Le « dernier des géants », un « homme courageux », « une figure de la vie politique française » : l’extrême droite et la droite volent au secours de Jean-Marie le Pen
Avec le décès de Jean-Marie le Pen, dirigeant pendant quarante ans du Front national (FN), auteur d’exactions lors de la guerre coloniale en Algérie, c’est un représentant de ce que l’extrême droite – et nombre de représentants de la droite – a véhiculé de pire (racisme, antisémitisme, islamophobie, homophobie, etc.) dans les champs politique et sociétal français. Alors que son héritage continue d’empoisonner la société française et le débat public, nombre de représentants de son camp politique tentent de minimiser ses torts ou, même, de l’ériger en « héros ».
Les hommages au fondateur du FN – devenu Rassemblement national (RN) – se sont ainsi multipliés du côté de la droite et de l’extrême droite. Celui qui a fait de l’anticommunisme, de la xénophobie, du sexisme, de l’homophobie et de l’antisémitisme ses leitmotivs a « toujours servi la France, défendu son identité et sa souveraineté », affirme Jordan Bardella, héritier idéologique et président du RN, sur son compte X.
Obsédé par la supposée existence d’un grand remplacement
« Je pense aujourd’hui avec tristesse à sa famille, à ses proches, et bien sûr à Marine dont le deuil doit être respecté », a-t-il ajouté, alors que Marine le Pen ne s’est pas encore exprimée sur la mort de son père. De même pour l’ancien vice-président du Front national et député européen, Florian Philippot qui exprime son « émotion devant la disparition d’une figure de la vie politique française ».
Même son de cloche pour le fondateur de Reconquête !, multirécidiviste condamné à plusieurs reprises, notamment pour « injure à caractère raciste », Éric Zemmour : « Par-delà les polémiques, par-delà les scandales, ce que nous retiendrons de lui dans les prochaines décennies, c’est qu’il fut parmi les premiers à alerter la France des menaces existentielles qui la guettaient. » Celui qui a repris à son compte de nombreuses obsessions de Jean-Marie le Pen et qui est obsédé par la supposée existence d’un grand remplacement de la population française loue ensuite la « vision d’un homme, et son courage, à une époque où les hommes courageux n’étaient pas si nombreux ».

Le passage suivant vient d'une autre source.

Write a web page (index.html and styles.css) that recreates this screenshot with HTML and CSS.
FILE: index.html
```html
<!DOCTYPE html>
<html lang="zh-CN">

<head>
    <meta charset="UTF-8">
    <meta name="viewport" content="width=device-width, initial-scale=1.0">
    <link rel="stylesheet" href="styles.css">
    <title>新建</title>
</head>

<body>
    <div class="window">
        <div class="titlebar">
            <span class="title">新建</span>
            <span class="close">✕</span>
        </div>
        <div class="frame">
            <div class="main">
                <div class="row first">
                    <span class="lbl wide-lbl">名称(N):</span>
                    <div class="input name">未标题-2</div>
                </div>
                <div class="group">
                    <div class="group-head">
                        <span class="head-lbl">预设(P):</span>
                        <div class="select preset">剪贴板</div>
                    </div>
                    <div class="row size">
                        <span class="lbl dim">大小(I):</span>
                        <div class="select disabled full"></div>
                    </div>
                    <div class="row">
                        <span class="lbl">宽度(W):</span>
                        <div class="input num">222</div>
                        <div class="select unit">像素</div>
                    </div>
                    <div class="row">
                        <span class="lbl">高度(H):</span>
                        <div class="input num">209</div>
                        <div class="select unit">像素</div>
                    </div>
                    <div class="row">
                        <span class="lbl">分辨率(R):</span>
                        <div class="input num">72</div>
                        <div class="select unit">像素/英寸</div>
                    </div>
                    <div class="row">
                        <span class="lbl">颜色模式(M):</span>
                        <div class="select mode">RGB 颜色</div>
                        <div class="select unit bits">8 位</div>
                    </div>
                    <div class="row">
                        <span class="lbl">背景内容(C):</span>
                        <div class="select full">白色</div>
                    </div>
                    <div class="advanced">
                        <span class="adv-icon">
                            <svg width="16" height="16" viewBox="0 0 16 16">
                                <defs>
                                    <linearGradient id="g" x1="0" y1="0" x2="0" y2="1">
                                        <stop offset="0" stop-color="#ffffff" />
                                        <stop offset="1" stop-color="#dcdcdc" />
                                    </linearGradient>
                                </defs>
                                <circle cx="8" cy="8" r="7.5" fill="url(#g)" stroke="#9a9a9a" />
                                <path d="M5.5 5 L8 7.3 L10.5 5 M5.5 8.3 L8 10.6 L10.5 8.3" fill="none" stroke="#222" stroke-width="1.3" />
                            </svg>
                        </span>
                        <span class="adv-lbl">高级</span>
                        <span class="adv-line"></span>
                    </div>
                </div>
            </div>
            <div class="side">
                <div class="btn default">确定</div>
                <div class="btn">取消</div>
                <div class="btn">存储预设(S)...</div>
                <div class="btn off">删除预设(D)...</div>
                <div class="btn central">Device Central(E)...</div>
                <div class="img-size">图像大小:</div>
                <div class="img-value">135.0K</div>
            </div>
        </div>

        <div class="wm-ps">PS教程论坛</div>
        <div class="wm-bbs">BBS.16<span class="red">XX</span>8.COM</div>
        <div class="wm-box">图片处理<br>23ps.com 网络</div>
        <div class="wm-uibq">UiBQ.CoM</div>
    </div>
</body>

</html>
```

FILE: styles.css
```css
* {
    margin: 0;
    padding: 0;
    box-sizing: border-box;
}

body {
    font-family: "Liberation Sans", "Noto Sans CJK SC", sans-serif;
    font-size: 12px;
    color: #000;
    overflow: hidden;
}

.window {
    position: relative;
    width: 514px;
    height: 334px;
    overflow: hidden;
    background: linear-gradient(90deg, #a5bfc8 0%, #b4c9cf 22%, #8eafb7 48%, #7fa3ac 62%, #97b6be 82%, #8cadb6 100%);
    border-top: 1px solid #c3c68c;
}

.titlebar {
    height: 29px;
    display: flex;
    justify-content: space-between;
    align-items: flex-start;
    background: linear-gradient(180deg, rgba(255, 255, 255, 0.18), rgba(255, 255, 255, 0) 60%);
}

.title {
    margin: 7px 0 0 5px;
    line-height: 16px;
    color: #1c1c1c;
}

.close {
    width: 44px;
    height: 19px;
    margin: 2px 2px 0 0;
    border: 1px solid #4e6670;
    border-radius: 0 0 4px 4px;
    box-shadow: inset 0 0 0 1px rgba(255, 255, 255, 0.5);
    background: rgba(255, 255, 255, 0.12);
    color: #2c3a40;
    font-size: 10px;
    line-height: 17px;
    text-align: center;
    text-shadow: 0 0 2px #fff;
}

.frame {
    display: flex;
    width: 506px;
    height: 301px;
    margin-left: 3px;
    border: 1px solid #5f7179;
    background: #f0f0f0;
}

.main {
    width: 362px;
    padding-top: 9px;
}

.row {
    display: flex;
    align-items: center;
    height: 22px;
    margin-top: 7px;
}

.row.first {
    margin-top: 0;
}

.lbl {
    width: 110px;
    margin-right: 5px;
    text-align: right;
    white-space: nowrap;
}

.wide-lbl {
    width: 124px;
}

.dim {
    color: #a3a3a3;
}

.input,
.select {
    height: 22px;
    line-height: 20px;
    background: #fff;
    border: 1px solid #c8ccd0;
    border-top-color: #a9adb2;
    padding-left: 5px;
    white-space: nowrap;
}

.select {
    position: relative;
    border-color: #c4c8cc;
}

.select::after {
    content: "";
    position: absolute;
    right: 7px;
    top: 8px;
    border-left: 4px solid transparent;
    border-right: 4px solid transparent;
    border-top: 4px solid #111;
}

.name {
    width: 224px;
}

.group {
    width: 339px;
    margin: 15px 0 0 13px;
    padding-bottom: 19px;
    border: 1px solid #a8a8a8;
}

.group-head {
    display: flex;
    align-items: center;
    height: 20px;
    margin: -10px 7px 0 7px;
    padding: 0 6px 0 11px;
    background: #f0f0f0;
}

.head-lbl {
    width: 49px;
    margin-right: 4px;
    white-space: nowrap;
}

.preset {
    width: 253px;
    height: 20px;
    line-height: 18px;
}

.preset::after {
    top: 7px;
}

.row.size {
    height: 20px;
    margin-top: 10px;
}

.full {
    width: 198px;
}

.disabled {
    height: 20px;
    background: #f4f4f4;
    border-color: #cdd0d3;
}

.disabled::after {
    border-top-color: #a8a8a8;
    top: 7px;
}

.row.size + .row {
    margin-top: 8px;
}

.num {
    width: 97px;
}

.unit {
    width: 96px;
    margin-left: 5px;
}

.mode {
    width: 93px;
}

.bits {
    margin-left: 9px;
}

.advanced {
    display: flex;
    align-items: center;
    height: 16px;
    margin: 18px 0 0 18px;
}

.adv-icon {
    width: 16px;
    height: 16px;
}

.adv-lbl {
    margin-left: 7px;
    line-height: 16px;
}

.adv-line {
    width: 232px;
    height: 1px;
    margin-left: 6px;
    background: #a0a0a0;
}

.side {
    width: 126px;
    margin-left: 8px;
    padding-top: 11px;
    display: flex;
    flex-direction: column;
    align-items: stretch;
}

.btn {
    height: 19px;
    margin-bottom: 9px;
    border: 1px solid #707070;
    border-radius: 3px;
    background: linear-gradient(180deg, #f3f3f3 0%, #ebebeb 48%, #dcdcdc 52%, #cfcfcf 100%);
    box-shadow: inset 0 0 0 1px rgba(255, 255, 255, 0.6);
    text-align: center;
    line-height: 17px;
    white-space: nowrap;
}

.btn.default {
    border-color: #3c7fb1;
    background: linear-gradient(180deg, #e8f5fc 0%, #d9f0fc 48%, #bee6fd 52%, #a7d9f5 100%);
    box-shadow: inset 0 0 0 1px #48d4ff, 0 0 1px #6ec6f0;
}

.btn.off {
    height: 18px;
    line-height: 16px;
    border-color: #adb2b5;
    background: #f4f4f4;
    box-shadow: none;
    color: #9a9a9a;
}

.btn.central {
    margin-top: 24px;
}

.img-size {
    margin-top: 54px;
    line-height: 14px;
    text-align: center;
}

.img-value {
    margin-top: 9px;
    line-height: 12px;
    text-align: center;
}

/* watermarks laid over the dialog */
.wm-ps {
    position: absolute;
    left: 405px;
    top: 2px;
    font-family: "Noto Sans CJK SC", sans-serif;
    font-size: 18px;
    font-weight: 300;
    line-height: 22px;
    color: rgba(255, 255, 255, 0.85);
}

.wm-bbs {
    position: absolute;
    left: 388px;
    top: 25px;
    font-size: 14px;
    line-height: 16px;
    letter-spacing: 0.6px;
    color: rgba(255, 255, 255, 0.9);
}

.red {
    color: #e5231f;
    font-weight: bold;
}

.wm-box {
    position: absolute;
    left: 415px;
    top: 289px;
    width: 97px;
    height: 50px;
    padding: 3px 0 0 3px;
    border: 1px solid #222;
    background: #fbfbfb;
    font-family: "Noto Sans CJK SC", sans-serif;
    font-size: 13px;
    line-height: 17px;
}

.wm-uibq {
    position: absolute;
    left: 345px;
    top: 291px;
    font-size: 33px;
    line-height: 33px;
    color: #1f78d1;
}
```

Son ancien porte-parole, qui a son rond de serviette dans les médias d’extrême droite, du magazine Valeurs actuelles à CNews, Jean Messiha, ose, quant à lui, dépeindre l’homme politique qui a minimisé les méfaits du régime nazi ou, même, l’existence des chambres à gaz, comme « l’une des plus lucides personnalités de la Ve République », mais aussi comme « le premier à nous avoir alerté sur les dangers de l’invasion migratoire et de l’islamisation de la France ».

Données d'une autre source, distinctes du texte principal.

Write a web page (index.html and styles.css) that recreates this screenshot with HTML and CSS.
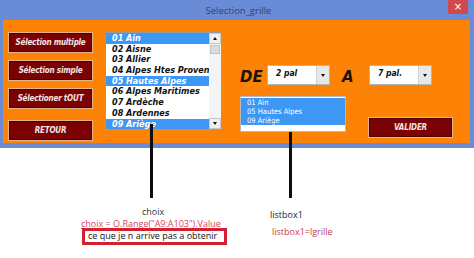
FILE: index.html
```html
<!DOCTYPE html>
<html lang="fr">
<head>
<meta charset="utf-8">
<title>Selection_grille</title>
<link rel="stylesheet" href="styles.css">
</head>
<body>
<div class="page">
  <div class="window">
    <div class="titlebar">
      <span class="title">Selection_grille</span>
      <span class="close">×</span>
    </div>
    <div class="panel">
      <div class="buttons">
        <div class="btn">Sélection multiple</div>
        <div class="btn">Sélection simple</div>
        <div class="btn">Sélectioner tOUT</div>
        <div class="btn retour">RETOUR</div>
      </div>
      <div class="listbox">
        <ul class="items">
          <li class="sel">01 Ain</li>
          <li>02 Aisne</li>
          <li>03 Allier</li>
          <li>04 Alpes Htes Provence</li>
          <li class="sel">05 Hautes Alpes</li>
          <li>06 Alpes Maritimes</li>
          <li>07 Ardèche</li>
          <li>08 Ardennes</li>
          <li class="sel">09 Ariège</li>
        </ul>
        <div class="scrollbar">
          <div class="arrow up"></div>
          <div class="thumb"></div>
          <div class="track"></div>
          <div class="arrow down"></div>
        </div>
      </div>
      <div class="right">
        <div class="row1">
          <span class="big de">DE</span>
          <div class="combo"><span class="val">2 pal</span><span class="drop"></span></div>
          <span class="big a">A</span>
          <div class="combo"><span class="val">7 pal.</span><span class="drop"></span></div>
        </div>
        <div class="row2">
          <ul class="listbox1">
            <li>01 Ain</li>
            <li>05 Hautes Alpes</li>
            <li>09 Ariège</li>
          </ul>
          <div class="btn valider">VALIDER</div>
        </div>
      </div>
    </div>
  </div>
  <div class="line line1"></div>
  <div class="line line2"></div>
  <div class="note choix">choix</div>
  <div class="note code1">choix = O.Range("A9:A103").Value</div>
  <div class="note boxed">ce que je n arrive pas a obtenir</div>
  <div class="note lb">listbox1</div>
  <div class="note code2">listbox1=lgrille</div>
</div>
</body>
</html>
```

FILE: styles.css
```css
* { box-sizing: border-box; }
html, body { margin: 0; padding: 0; background: #fff; }
.page { position: relative; width: 474px; height: 258px; overflow: hidden; }

.window {
  width: 474px;
  background: #6a8cd6;
  padding: 0 4px 5px 3px;
}
.titlebar {
  height: 20px;
  position: relative;
  display: flex;
  align-items: center;
  justify-content: center;
}
.title {
  font-family: "Open Sans", sans-serif;
  font-size: 9.5px;
  color: #2f4270;
  margin-left: 4px;
}
.close {
  position: absolute;
  right: 2px;
  top: 0;
  width: 20px;
  height: 14px;
  background: #cf4a4e;
  color: #fff;
  font-family: "DejaVu Sans", sans-serif;
  font-size: 10px;
  line-height: 14px;
  text-align: center;
}

.panel {
  background: #fd8306;
  height: 123px;
  display: flex;
  align-items: flex-start;
  padding: 12px 0 0 5px;
}

.buttons {
  width: 85px;
  display: flex;
  flex-direction: column;
  gap: 7px;
}
.btn {
  height: 21px;
  background: #7a0203;
  border: 1px solid #e7b58a;
  box-shadow: inset 0 0 0 1px #4d0000;
  color: #f6e4e2;
  font-family: "DejaVu Sans Condensed", "DejaVu Sans", sans-serif;
  font-weight: bold;
  font-style: italic;
  font-size: 8px;
  letter-spacing: -0.2px;
  display: flex;
  align-items: center;
  justify-content: center;
  white-space: nowrap;
}
.btn.retour { margin-top: 4px; }

.listbox {
  margin-left: 12px;
  width: 117px;
  height: 98px;
  background: #fff;
  border: 1px solid #9a9a9a;
  display: flex;
}
.items {
  list-style: none;
  margin: 0;
  padding: 0;
  flex: 1;
  overflow: hidden;
}
.items li {
  height: 10.7px;
  line-height: 10.7px;
  padding-left: 6px;
  font-family: "DejaVu Sans Condensed", "DejaVu Sans", sans-serif;
  font-weight: bold;
  font-style: italic;
  font-size: 9px;
  color: #111;
  white-space: nowrap;
  overflow: hidden;
}
.items li.sel { background: #3d97f4; color: #fff; }

.scrollbar {
  width: 12px;
  display: flex;
  flex-direction: column;
  background: #f4f4f4;
}
.arrow {
  height: 11px;
  background: #f0f0f0;
  border: 1px solid #c8c8c8;
  position: relative;
}
.arrow::after {
  content: "";
  position: absolute;
  left: 3px;
  top: 3px;
  border-left: 2.5px solid transparent;
  border-right: 2.5px solid transparent;
}
.arrow.up::after { border-bottom: 3px solid #111; }
.arrow.down::after { border-top: 3px solid #111; }
.thumb { height: 9px; background: #dcdcdc; border: 1px solid #c4c4c4; margin: 1px 1px 0; }
.track { flex: 1; }

.right {
  margin-left: 18px;
  padding-top: 33px;
  display: flex;
  flex-direction: column;
  gap: 11px;
}
.row1 { display: flex; align-items: flex-start; height: 20px; }
.big {
  font-family: "DejaVu Sans", sans-serif;
  font-weight: bold;
  font-style: italic;
  font-size: 15px;
  color: #1c1208;
  margin-top: 5px;
  line-height: 15px;
}
.big.de { width: 27px; }
.big.a { width: 27px; margin-left: 12px; }
.combo {
  width: 63px;
  height: 20px;
  background: #fff;
  border: 1px solid #b4b4b4;
  display: flex;
  justify-content: space-between;
}
.combo .val {
  font-family: "DejaVu Sans Condensed", "DejaVu Sans", sans-serif;
  font-weight: bold;
  font-style: italic;
  font-size: 8.5px;
  color: #111;
  padding: 2px 0 0 8px;
}
.drop {
  width: 13px;
  background: #e8e8e8;
  border-left: 1px solid #d0d0d0;
  position: relative;
}
.drop::after {
  content: "";
  position: absolute;
  left: 4px;
  top: 8px;
  border-left: 2.5px solid transparent;
  border-right: 2.5px solid transparent;
  border-top: 3px solid #111;
}

.row2 { display: flex; align-items: flex-start; }
.listbox1 {
  list-style: none;
  margin: 0;
  padding: 1px 0 8px;
  width: 106px;
  height: 36px;
  background: #fff;
  border: 1px solid #b8b8b8;
}
.listbox1 li {
  background: #3d97f4;
  color: #fff;
  font-family: "DejaVu Sans Condensed", "DejaVu Sans", sans-serif;
  font-size: 7.5px;
  height: 9px;
  line-height: 9px;
  padding-left: 6px;
}
.btn.valider {
  width: 85px;
  margin-left: 22px;
  margin-top: 21px;
}

.line {
  position: absolute;
  width: 3px;
  background: #0d0d0d;
}
.line1 { left: 150px; top: 124px; height: 74px; }
.line2 { left: 289px; top: 132px; height: 66px; }

.note {
  position: absolute;
  font-family: "Open Sans", sans-serif;
  font-size: 9px;
  line-height: 11px;
  white-space: nowrap;
}
.choix { left: 142px; top: 206px; color: #333; }
.code1 { left: 81px; top: 218px; color: #d8475e; text-decoration: underline; }
.boxed {
  left: 82px;
  top: 228px;
  width: 145px;
  height: 17px;
  border: 3px solid #d62032;
  background: #fff;
  color: #111;
  padding-left: 3px;
  font-size: 9px;
  line-height: 10px;
}
.lb { left: 270px; top: 209px; color: #222; }
.code2 { left: 272px; top: 226px; color: #c83a56; }
```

L’antisémitisme revendiqué de Jean-Marie le Pen, justement, ne semble pas être un souci – hormis d’ordre stratégique – pour le polémiste d’extrême droite : « Il eut deux torts. Le premier est d’avoir eu raison trop tôt. Le second est d’avoir, par ses saillies antisémites, fait perdre 30 ans au camp national. »
Preuve de l’extrême-droitisation des champs politique et médiatique, nombre de personnalités estampillées à droite, voire au centre, de l’échiquier politique n’ont pas eu de remords à louer l’héritage de Jean-Marie le Pen. Comme le premier ministre et président du MoDem, François Bayrou, qui explique que, au-delà des « affrontements », le fondateur du FN « aura été une figure de la vie politique française ». Pareil pour le ministre de l’Intérieur, Bruno Retailleau, pour qui « une page de l’histoire politique française se tourne ». Ce dernier estime même que, « quelle que soit l’opinion que l’on peut avoir de Jean-Marie Le Pen, il aura incontestablement marqué son époque ».
Les médias ne sont pas en reste. Le magazine identitaire Frontières (ex-Livre noir) rend « hommage au dernier des géants », alors que le Figaro rend hommage à une personnalité qui « aura autant ouvert les yeux des Français sur les maux que peut charrier la démographie, qu’interdit, par ses outrances, à toute âme modérée de s’associer à son combat premier contre l’immigration ». Jean-Marie le Pen peut partir en paix, ses chiens de garde semblent prêts à poursuivre son entreprise de destruction.